Available data
* * * * * * * * *

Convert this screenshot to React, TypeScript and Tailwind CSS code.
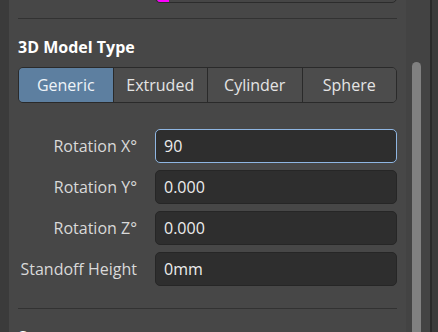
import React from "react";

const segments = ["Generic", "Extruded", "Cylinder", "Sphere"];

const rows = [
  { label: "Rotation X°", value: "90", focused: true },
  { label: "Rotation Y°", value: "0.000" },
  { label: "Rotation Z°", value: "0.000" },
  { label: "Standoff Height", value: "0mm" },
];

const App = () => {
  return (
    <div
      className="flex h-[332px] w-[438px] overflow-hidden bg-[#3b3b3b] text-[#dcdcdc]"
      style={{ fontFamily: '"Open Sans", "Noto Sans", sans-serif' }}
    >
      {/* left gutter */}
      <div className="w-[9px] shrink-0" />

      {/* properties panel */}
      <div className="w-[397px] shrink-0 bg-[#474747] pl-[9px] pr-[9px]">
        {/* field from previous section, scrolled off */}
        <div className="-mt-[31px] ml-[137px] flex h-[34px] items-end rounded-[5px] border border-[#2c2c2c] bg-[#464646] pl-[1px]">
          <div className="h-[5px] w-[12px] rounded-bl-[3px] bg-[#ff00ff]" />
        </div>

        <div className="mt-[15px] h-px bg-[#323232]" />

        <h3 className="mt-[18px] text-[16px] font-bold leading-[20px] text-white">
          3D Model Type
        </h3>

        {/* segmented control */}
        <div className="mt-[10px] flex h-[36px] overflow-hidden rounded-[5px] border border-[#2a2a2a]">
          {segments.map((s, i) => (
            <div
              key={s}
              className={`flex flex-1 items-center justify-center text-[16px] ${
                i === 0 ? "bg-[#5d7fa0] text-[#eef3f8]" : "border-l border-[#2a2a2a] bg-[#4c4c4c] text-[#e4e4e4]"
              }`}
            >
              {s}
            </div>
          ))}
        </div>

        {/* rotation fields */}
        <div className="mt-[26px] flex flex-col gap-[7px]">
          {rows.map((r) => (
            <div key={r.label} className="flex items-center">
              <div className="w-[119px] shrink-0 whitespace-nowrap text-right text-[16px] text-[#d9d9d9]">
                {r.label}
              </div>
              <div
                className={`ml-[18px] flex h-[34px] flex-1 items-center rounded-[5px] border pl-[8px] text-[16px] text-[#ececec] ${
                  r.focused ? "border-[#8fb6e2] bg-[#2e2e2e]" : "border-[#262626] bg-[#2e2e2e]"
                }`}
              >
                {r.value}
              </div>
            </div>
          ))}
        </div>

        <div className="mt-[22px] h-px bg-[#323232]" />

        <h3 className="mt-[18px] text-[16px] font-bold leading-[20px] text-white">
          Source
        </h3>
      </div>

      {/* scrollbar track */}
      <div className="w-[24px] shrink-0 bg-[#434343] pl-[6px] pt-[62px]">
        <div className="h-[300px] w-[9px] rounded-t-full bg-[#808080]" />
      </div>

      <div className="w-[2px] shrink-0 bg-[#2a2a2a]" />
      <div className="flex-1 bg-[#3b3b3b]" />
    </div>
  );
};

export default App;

* * * * * * * * *

Aim
Write out the material above once more, exactly as it reads, with no pictures.

Full response
Convert this screenshot to React, TypeScript and Tailwind CSS code.
import React from "react";

const segments = ["Generic", "Extruded", "Cylinder", "Sphere"];

const rows = [
  { label: "Rotation X°", value: "90", focused: true },
  { label: "Rotation Y°", value: "0.000" },
  { label: "Rotation Z°", value: "0.000" },
  { label: "Standoff Height", value: "0mm" },
];

const App = () => {
  return (
    <div
      className="flex h-[332px] w-[438px] overflow-hidden bg-[#3b3b3b] text-[#dcdcdc]"
      style={{ fontFamily: '"Open Sans", "Noto Sans", sans-serif' }}
    >
      {/* left gutter */}
      <div className="w-[9px] shrink-0" />

      {/* properties panel */}
      <div className="w-[397px] shrink-0 bg-[#474747] pl-[9px] pr-[9px]">
        {/* field from previous section, scrolled off */}
        <div className="-mt-[31px] ml-[137px] flex h-[34px] items-end rounded-[5px] border border-[#2c2c2c] bg-[#464646] pl-[1px]">
          <div className="h-[5px] w-[12px] rounded-bl-[3px] bg-[#ff00ff]" />
        </div>

        <div className="mt-[15px] h-px bg-[#323232]" />

        <h3 className="mt-[18px] text-[16px] font-bold leading-[20px] text-white">
          3D Model Type
        </h3>

        {/* segmented control */}
        <div className="mt-[10px] flex h-[36px] overflow-hidden rounded-[5px] border border-[#2a2a2a]">
          {segments.map((s, i) => (
            <div
              key={s}
              className={`flex flex-1 items-center justify-center text-[16px] ${
                i === 0 ? "bg-[#5d7fa0] text-[#eef3f8]" : "border-l border-[#2a2a2a] bg-[#4c4c4c] text-[#e4e4e4]"
              }`}
            >
              {s}
            </div>
          ))}
        </div>

        {/* rotation fields */}
        <div className="mt-[26px] flex flex-col gap-[7px]">
          {rows.map((r) => (
            <div key={r.label} className="flex items-center">
              <div className="w-[119px] shrink-0 whitespace-nowrap text-right text-[16px] text-[#d9d9d9]">
                {r.label}
              </div>
              <div
                className={`ml-[18px] flex h-[34px] flex-1 items-center rounded-[5px] border pl-[8px] text-[16px] text-[#ececec] ${
                  r.focused ? "border-[#8fb6e2] bg-[#2e2e2e]" : "border-[#262626] bg-[#2e2e2e]"
                }`}
              >
                {r.value}
              </div>
            </div>
          ))}
        </div>

        <div className="mt-[22px] h-px bg-[#323232]" />

        <h3 className="mt-[18px] text-[16px] font-bold leading-[20px] text-white">
          Source
        </h3>
      </div>

      {/* scrollbar track */}
      <div className="w-[24px] shrink-0 bg-[#434343] pl-[6px] pt-[62px]">
        <div className="h-[300px] w-[9px] rounded-t-full bg-[#808080]" />
      </div>

      <div className="w-[2px] shrink-0 bg-[#2a2a2a]" />
      <div className="flex-1 bg-[#3b3b3b]" />
    </div>
  );
};

export default App;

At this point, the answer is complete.